Coastal Marin was on high alert last weekend after a 564-foot container ship lost power and went adrift several miles off the coast of Point Reyes. 

The Wan Hai 176, a Singaporean shipping vessel with 21 people on board, was bound from Oakland to Seattle on Friday afternoon when it lost power and failed to anchor amid intense swells. The ship was carrying no hazardous material in its 783 containers, but it raised alarms when it began drifting southeast toward Point Reyes. 

On Saturday, the Wan Hai was clearly visible on the horizon from the peninsula. By the next morning, it was anchored in place about seven miles off South Beach. After waiting out the rough weather, four tugboats pulled the ship to an anchorage in San Francisco Bay for engine repairs on Sunday evening. 

The tow was coordinated by a unified command of the Coast Guard, the California Department of Fish and Wildlife’s Office of Spill Prevention and Response and Marin County.
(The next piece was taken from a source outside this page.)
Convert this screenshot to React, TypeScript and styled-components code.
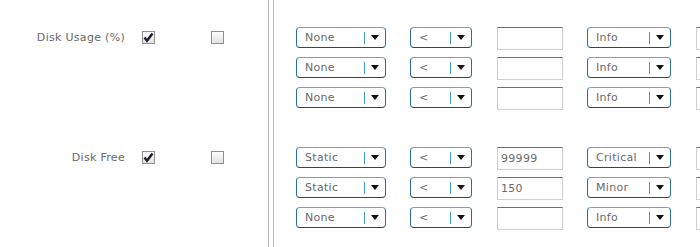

No one was injured, and there were no reports of pollution or spills. The ship was carrying 39,000 gallons of fuel, about 8 percent of its capacity, the coast guard said. 

The six-year old vessel, owned by the Taiwanese regional shipping company Wan Hai, is small by global shipping standards; the largest container ships are more than 1,300 feet long. The Wan Hai and many other ships its size had never left Asia until the pandemic upended the industry, The Maritime Executive reported. But a spike in consumer demand and freight rates last year pushed many small companies to make their first transpacific voyages.